そしてそんな客と関わっていれば、パチンコ屋店員の性格はもっと悪くなってしまう。悲しいことだが、悪循環が決定的なのだ。
あくまで偏見としてるが、この考えは的を得てると思いませんか?
まあ判断は、読んでる人に任せますが。
②でカップルになり結婚した月村と麻穂
ぼくがパチンコ屋店員に偏見を持っているように、麻穂のお父さんが、根深い偏見を持っている。
それが、「スノーボーダーはクズしかいない」というものだ。
父親はスキーを愛し、やたらスノボを敵視している。
だから月村は、スノーボーダーということを隠して、お義父さんとスキー旅行に出かける。
月村と麻穂は、父親の偏見を覆すために、ある作戦を実行していた。
その作戦はこうだ。
父親とスキーがすごく上手い男性を知り合わせて、実はそのスキーヤーが、スノーボーダーとしてもプロ級の腕前だと見せつけること。
父親の偏見に衝撃を与えたが、彼はしょんぼりしてしまった。
⑥もう一度、プロポーズ大作戦。
水城は日田に、桃実にプロポーズするよう、けしかける。
話は進み、日田と水城、桃実と弥生の四人で、スノーボード旅行に行くことに。
ところが、日田が転んで怪我してしまい、プロポーズ大作戦は中止。
水城は棚からぼた餅的な展開で、弥生と同じ部屋に泊まれそうになって、内心喜ぶ。水城はずっと弥生にアプローチしていて、「本命彼女はいるが浮気相手になってくれないか?」という図々しいお願いをしてきていたからだ。

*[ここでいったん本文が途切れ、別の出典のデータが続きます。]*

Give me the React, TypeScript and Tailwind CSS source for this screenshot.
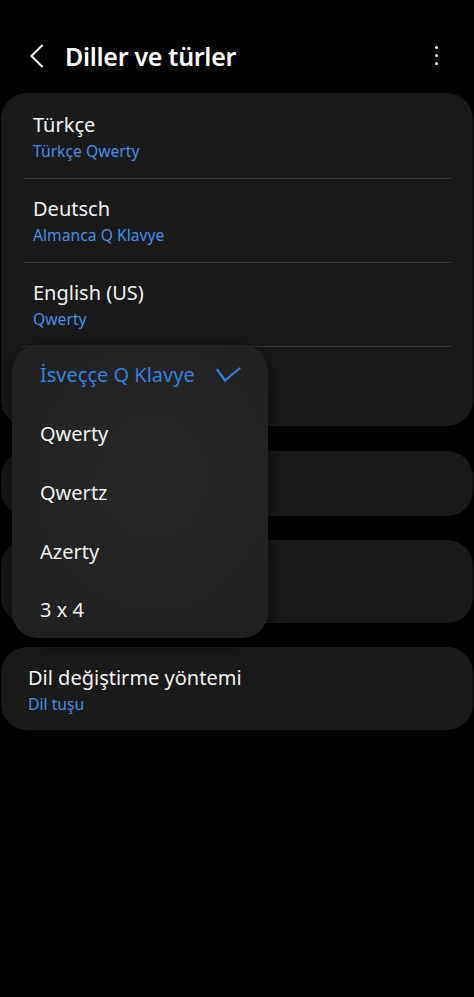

ところが、部屋まで向かうエレベーターの前で、弥生の顔つきが変わる。彼女は、水城の知らぬ間に進行していた作戦を明かす。
実は、水城が秋菜にプロポーズするよう仕組んでました、というオチ。
秋菜が向かう先のスイートルームで待っていた。
日田の怪我も演技。
覚悟を決めて部屋に入り、水城は一世一代の告白をする。
プロポーズ大作戦は成功し、水城と秋菜は結婚を決める。
⑦最後。主人公の日田も幸せにならなければ。
ところがいい感じだったのに、幸せになれなかった。
日田を幸せにしてやれよ、と作者に対しぼくは思った。